Web page code records
━━━
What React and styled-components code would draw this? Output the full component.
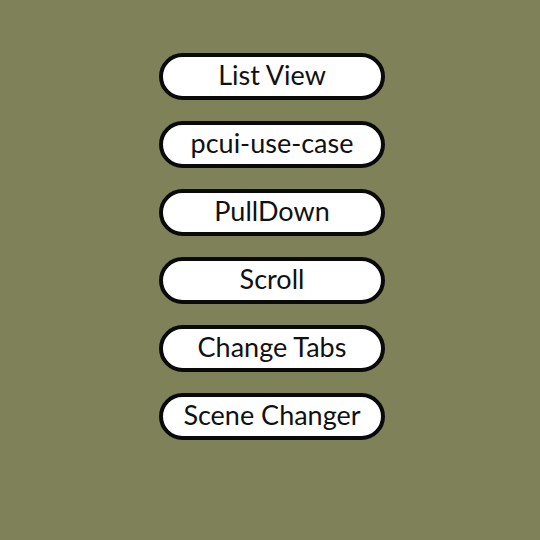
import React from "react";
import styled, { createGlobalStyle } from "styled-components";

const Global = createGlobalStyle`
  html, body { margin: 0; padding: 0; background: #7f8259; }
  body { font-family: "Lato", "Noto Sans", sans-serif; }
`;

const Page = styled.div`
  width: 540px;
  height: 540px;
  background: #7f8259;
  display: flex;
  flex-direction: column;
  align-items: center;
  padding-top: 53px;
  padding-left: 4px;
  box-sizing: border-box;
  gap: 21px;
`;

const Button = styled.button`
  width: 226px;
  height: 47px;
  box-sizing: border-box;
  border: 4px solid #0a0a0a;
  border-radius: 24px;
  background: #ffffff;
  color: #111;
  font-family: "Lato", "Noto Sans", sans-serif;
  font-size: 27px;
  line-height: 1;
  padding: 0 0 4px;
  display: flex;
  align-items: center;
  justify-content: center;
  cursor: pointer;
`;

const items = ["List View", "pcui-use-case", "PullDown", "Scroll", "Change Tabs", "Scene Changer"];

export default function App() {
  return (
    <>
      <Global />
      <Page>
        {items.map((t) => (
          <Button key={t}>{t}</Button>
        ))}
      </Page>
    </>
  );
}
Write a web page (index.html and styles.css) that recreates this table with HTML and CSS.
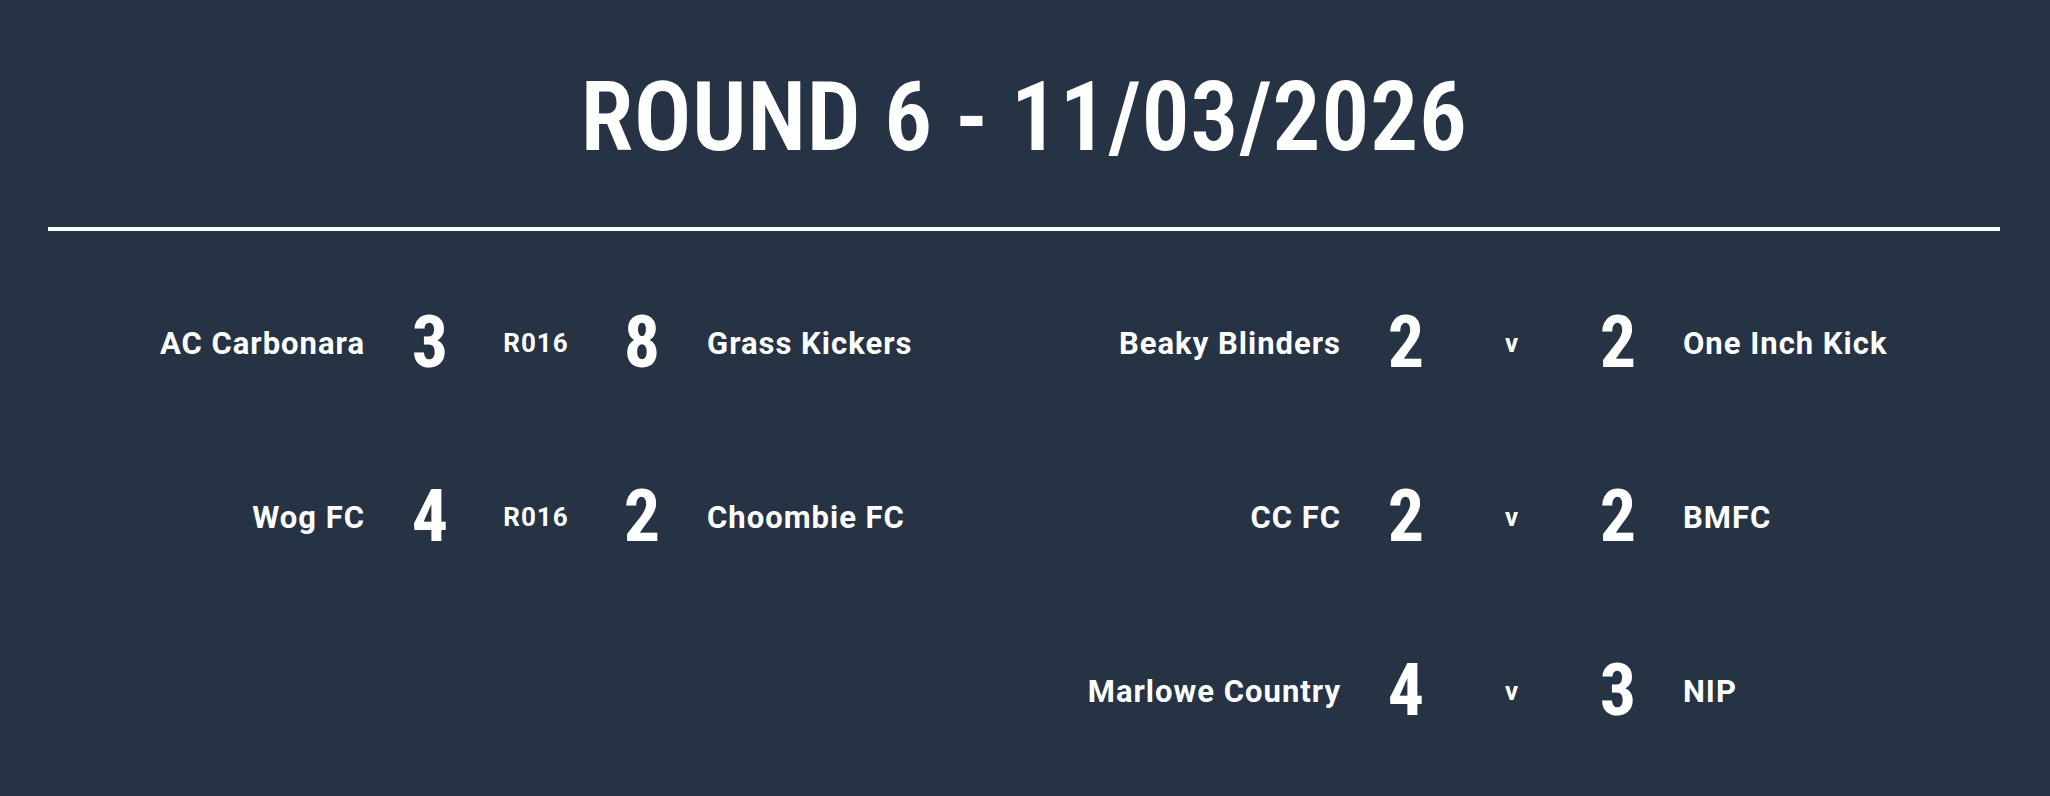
━━━
*WHAT YOU WILL DO*
Omit each picture, then return all of the listing exactly as it stands.

*OUTPUT OF THE TASK*
What React and styled-components code would draw this? Output the full component.
import React from "react";
import styled, { createGlobalStyle } from "styled-components";

const Global = createGlobalStyle`
  html, body { margin: 0; padding: 0; background: #7f8259; }
  body { font-family: "Lato", "Noto Sans", sans-serif; }
`;

const Page = styled.div`
  width: 540px;
  height: 540px;
  background: #7f8259;
  display: flex;
  flex-direction: column;
  align-items: center;
  padding-top: 53px;
  padding-left: 4px;
  box-sizing: border-box;
  gap: 21px;
`;

const Button = styled.button`
  width: 226px;
  height: 47px;
  box-sizing: border-box;
  border: 4px solid #0a0a0a;
  border-radius: 24px;
  background: #ffffff;
  color: #111;
  font-family: "Lato", "Noto Sans", sans-serif;
  font-size: 27px;
  line-height: 1;
  padding: 0 0 4px;
  display: flex;
  align-items: center;
  justify-content: center;
  cursor: pointer;
`;

const items = ["List View", "pcui-use-case", "PullDown", "Scroll", "Change Tabs", "Scene Changer"];

export default function App() {
  return (
    <>
      <Global />
      <Page>
        {items.map((t) => (
          <Button key={t}>{t}</Button>
        ))}
      </Page>
    </>
  );
}
Write a web page (index.html and styles.css) that recreates this table with HTML and CSS.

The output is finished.